From https://morsmachine.dk/go-scheduler , when a goroutine performs a blocking operation, the local scheduler the remaining goroutine are migrated to another OS thread, allowing them to continue their execution while the blocking operation completes asynchroniously.


> From my understanding, golang does not expose an asyncio interface, but this doesn't meant that golang runtime doesnt perform io operations asynchronously.

This is also true for an OS kernel.


I don't understand the point your are making


The blocking (i.e. synchronous) syscalls for IO are doing asynchronous things internally, they just wait for the event to finish before returning. The kernel can even do similar scheduling things to a language runtime, e.g. when a thread does a call to a blocking read on a socket, the thread can be switched out until the socket actually has data, allowing other code to run on that core.


I am still unclear on how does that correlate to the orignal discussion. The point we were debating is whether or not Golang does async io.

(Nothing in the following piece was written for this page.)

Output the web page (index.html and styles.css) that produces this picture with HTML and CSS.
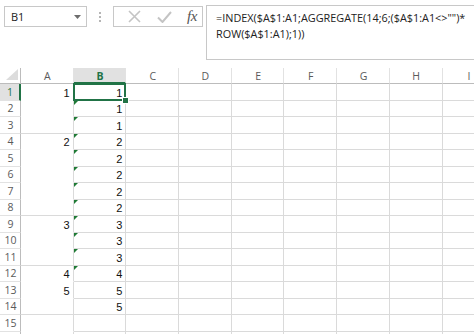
FILE: index.html
```html
<!DOCTYPE html>
<html>
<head>
<meta charset="utf-8">
<link rel="stylesheet" href="styles.css">
</head>
<body>
<div class="fbar">
  <div class="namebox"><span>B1</span><svg width="7" height="4" viewBox="0 0 7 4"><path d="M0 0H7L3.5 4Z" fill="#6d6d6d"/></svg></div>
  <div class="grip"><svg width="2" height="10" viewBox="0 0 2 10"><rect x="0" y="0" width="2" height="2" fill="#b5b5b5"/><rect x="0" y="4" width="2" height="2" fill="#b5b5b5"/><rect x="0" y="8" width="2" height="2" fill="#b5b5b5"/></svg></div>
  <div class="btns">
    <svg class="ic" width="13" height="13" viewBox="0 0 13 13"><path d="M1 1L12 12M12 1L1 12" stroke="#c4c4c4" stroke-width="1.6" fill="none"/></svg>
    <svg class="ic" width="15" height="12" viewBox="0 0 15 12"><path d="M1 6.5L5.5 11L14 1" stroke="#c4c4c4" stroke-width="2" fill="none"/></svg>
    <span class="fx">fx</span>
  </div>
  <div class="formula"><span>=INDEX($A$1:A1;AGGREGATE(14;6;($A$1:A1&lt;&gt;"")*</span><span>ROW($A$1:A1);1))</span></div>
</div>
<div class="sheet">
  <div class="row hdr"><b class="corner"><svg width="12" height="11" viewBox="0 0 12 11"><path d="M12 0V11H0Z" fill="#dcdcdc"/></svg></b><b>A</b><b class="on">B</b><b>C</b><b>D</b><b>E</b><b>F</b><b>G</b><b>H</b><b>I</b></div>
  <div class="row"><b class="on">1</b><i class="a">1</i><i class="b sel">1</i><i></i><i></i><i></i><i></i><i></i><i></i><i></i></div>
  <div class="row"><b>2</b><i class="a"></i><i class="b t">1</i><i></i><i></i><i></i><i></i><i></i><i></i><i></i></div>
  <div class="row"><b>3</b><i class="a ln"></i><i class="b t">1</i><i></i><i></i><i></i><i></i><i></i><i></i><i></i></div>
  <div class="row"><b>4</b><i class="a">2</i><i class="b t">2</i><i></i><i></i><i></i><i></i><i></i><i></i><i></i></div>
  <div class="row"><b>5</b><i class="a"></i><i class="b t">2</i><i></i><i></i><i></i><i></i><i></i><i></i><i></i></div>
  <div class="row"><b>6</b><i class="a"></i><i class="b t">2</i><i></i><i></i><i></i><i></i><i></i><i></i><i></i></div>
  <div class="row"><b>7</b><i class="a"></i><i class="b t">2</i><i></i><i></i><i></i><i></i><i></i><i></i><i></i></div>
  <div class="row"><b>8</b><i class="a ln"></i><i class="b t">2</i><i></i><i></i><i></i><i></i><i></i><i></i><i></i></div>
  <div class="row"><b>9</b><i class="a">3</i><i class="b t">3</i><i></i><i></i><i></i><i></i><i></i><i></i><i></i></div>
  <div class="row"><b>10</b><i class="a"></i><i class="b t">3</i><i></i><i></i><i></i><i></i><i></i><i></i><i></i></div>
  <div class="row"><b>11</b><i class="a ln"></i><i class="b t">3</i><i></i><i></i><i></i><i></i><i></i><i></i><i></i></div>
  <div class="row"><b>12</b><i class="a">4</i><i class="b t">4</i><i></i><i></i><i></i><i></i><i></i><i></i><i></i></div>
  <div class="row"><b>13</b><i class="a">5</i><i class="b">5</i><i></i><i></i><i></i><i></i><i></i><i></i><i></i></div>
  <div class="row"><b>14</b><i class="a ln"></i><i class="b">5</i><i></i><i></i><i></i><i></i><i></i><i></i><i></i></div>
  <div class="row"><b>15</b><i class="a"></i><i class="b"></i><i></i><i></i><i></i><i></i><i></i><i></i><i></i></div>
  <div class="row"><b></b><i class="a"></i><i class="b"></i><i></i><i></i><i></i><i></i><i></i><i></i><i></i></div>
</div>
</body>
</html>
```
FILE: styles.css
```css
html, body {
  margin: 0;
  padding: 0;
  background: #fff;
}
body {
  width: 474px;
  height: 334px;
  overflow: hidden;
  font-family: "Liberation Sans", Arial, sans-serif;
}
.fbar {
  display: flex;
  align-items: flex-start;
  height: 68px;
  padding-top: 5px;
  box-sizing: border-box;
}
.fbar > * {
  flex: none;
}
.namebox {
  margin: 1px 0 0 4px;
  width: 83px;
  height: 21px;
  border: 1px solid #c8c8c8;
  box-sizing: border-box;
  display: flex;
  align-items: center;
  justify-content: space-between;
  padding: 0 5px 0 6px;
  font: 11px "Open Sans", sans-serif;
  color: #222;
}
.grip {
  width: 26px;
  height: 23px;
  display: flex;
  align-items: center;
  justify-content: center;
}
.btns {
  margin-top: 1px;
  width: 90px;
  height: 21px;
  border: 1px solid #c8c8c8;
  box-sizing: border-box;
  display: flex;
  align-items: center;
  padding-left: 14px;
  gap: 16px;
}
.fx {
  font: italic 15px "Liberation Serif", serif;
  color: #555;
  margin-left: -1px;
  letter-spacing: -0.5px;
}
.formula {
  margin-left: 3px;
  width: 280px;
  height: 55px;
  border: 1px solid #c8c8c8;
  border-right: none;
  box-sizing: border-box;
  padding: 4px 0 0 9px;
  display: flex;
  flex-direction: column;
  font: 10.85px "Open Sans", sans-serif;
  line-height: 16px;
  color: #222;
  white-space: nowrap;
}
.sheet {
  display: flex;
  flex-direction: column;
}
.row {
  display: grid;
  grid-template-columns: 21px repeat(9, 52.7px);
  height: 16.5px;
}
.row.hdr {
  height: 16px;
}
.row b, .row i {
  font-style: normal;
  font-weight: normal;
  box-sizing: border-box;
  overflow: hidden;
}
.row b {
  font: 10.5px "Open Sans", sans-serif;
  color: #5a5a5a;
  display: flex;
  align-items: center;
  justify-content: center;
  border-right: 1px solid #bcbcbc;
  border-bottom: 1px solid #e2e2e2;
  padding-left: 1px;
}
.hdr b {
  border-right: 1px solid #e2e2e2;
  border-bottom: 1px solid #bcbcbc;
  padding-top: 1px;
}
.hdr b.corner {
  border-right: 1px solid #bcbcbc;
  justify-content: flex-end;
  align-items: flex-end;
  padding: 0 2px 3px 0;
}
.row b.on {
  background: #e1e1e1;
  color: #217346;
  border-right: 2px solid #217346;
}
.hdr b.on {
  border-right: 1px solid #e2e2e2;
  border-bottom: 2px solid #217346;
  font-weight: bold;
}
.row i {
  display: flex;
  align-items: flex-end;
  justify-content: flex-end;
  padding: 0 3px 1px 0;
  font-size: 11px;
  color: #111;
  border-right: 1px solid #dadada;
  border-bottom: 1px solid #dadada;
  position: relative;
}
.row i.a {
  border-bottom-color: transparent;
}
.row i.a.ln {
  border-bottom-color: #dadada;
}
.row i.t::before {
  content: "";
  position: absolute;
  left: 0;
  top: 0;
  border-top: 4px solid #1f7a35;
  border-right: 4px solid transparent;
}
.row i.sel {
  overflow: visible;
}
.row i.sel::after {
  content: "";
  position: absolute;
  left: -1px;
  top: -1px;
  right: -1px;
  bottom: -1px;
  border: 2px solid #217346;
}
.row i.sel::before {
  content: "";
  position: absolute;
  right: -4px;
  bottom: -4px;
  width: 5px;
  height: 5px;
  background: #217346;
  border: 1px solid #fff;
  z-index: 2;
}
```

I am not sure why the kernel behavior is important here


The Go programming model is synchronous: the code executes an IO operation and that thread of execution halts until the operation completes. The Go runtime is implemented using asynchronous IO internally, and manages scheduling between threads itself, but that is an implementation detail.

This is exactly the same as using normal blocking operations with OS threads. That programming model is synchronous: the code executes an IO operation and that thread of execution halts until the operation completes. The kernel is implemented using asynchronous IO internally, and manages scheduling between threads itself, but that is an implementation detail.

The original point is Go's programming model is the same as OS-level blocking IO, the fact the runtime is implemented in user-space on top of async IO is an implementation detail that doesn't change the surface behaviour of the code. One could substitute OS threads and normal OS blocking calls for goroutines and the runtime's IO operations and code would behave essentially identically, just possibly with different performance characteristics.